We are told that the Devil took Jesus up into an exceeding high mountain, and again up into the holy city and placed him on a pinnacle of the temple. There can be no reason in a literal interpretation of this passage, Christ so completely in the power of Satan that he could transport him by force, bodily, at will, wherever he wished! Is this the Christ, we are tempted to ask, who changed the water into wine, withered the fig-tree, healed the sick and raised the dead, all by a word? This the Christ who gave such power to his disciples that thereby this very Satan was made to fall like lightning from heaven? No literal interpretation can save this and similar accounts from being classed with the old mythologies. They have a spiritual significance, else they are nothing to us, and worse than nothing. Satan, as Christ presents him to us, is the personification of evil in the world, or, to express it in another form, the concretion and aggregation of all evil, and more of an entity than this he is not.

We have already briefly and incidentally answered the question, why Christ should have chosen to express himself thus through what may be called a delusive phraseology, instead of making use of words which should embody the simple truth freed from popular fictions. A few words more upon this point.

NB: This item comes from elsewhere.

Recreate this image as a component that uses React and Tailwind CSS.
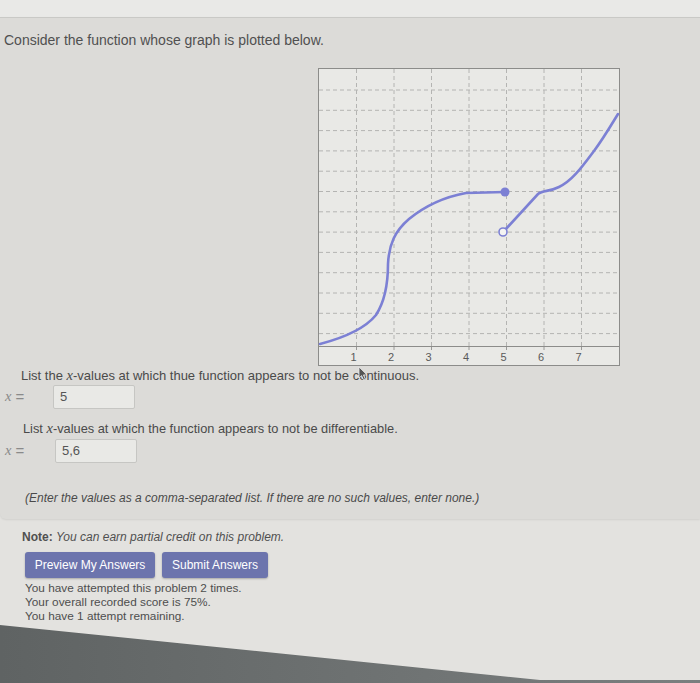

We must remember that Jesus talked with men after the manner of men, and did not stop to disprove the existence of Satan any more than he did that of Jupiter or Mammon. In fact, "Satan" and "the Devil," especially if we may judge from modern usage, are very convenient terms to use as synonymes of evil, and so long as Christ could instil truth into the hearts of his hearers through their prejudices

and erroneous opinions with much more certainty of success than if he had at first attempted to give them correct ideas on every point where they were in error, it would not have evinced the wisdom of the serpent to have voluntarily deprived himself of such means as fortune had thrown in his way. Nothing is more difficult to overcome than the prejudices of early education; and no prudent man will attempt to convince an opponent of radically opposite principles by offensively calling in question, at the outset, the truth of long established prejudices which lie at the very foundation of his whole system of thought and action, especially when these prejudices are in themselves comparatively harmless. How would a liberalist who desired to convince a bigot of his errors best manage his case? Would he commence by saying, "Sir, your God is a tri-headed Cerberus, a devil, a fiend, and it is only the fiendishness of your own nature which has manufactured and set up for your worship such a God; there is no such God as you worship; you are an idolater and as bad as a heathen; your material heaven and hell are fictions of the imagination, as wild delusions as ever ran riot in the brain of a madman ?" Now supposing every word of this to be true, how much less efficacy would it possess than an impassioned appeal to the man's better nature, which should fit him by degrees to discard for himself his superstitions, by first relaying in his nature the very foundations of truth on which the renewing and renewed heart might build a fairer superstructure.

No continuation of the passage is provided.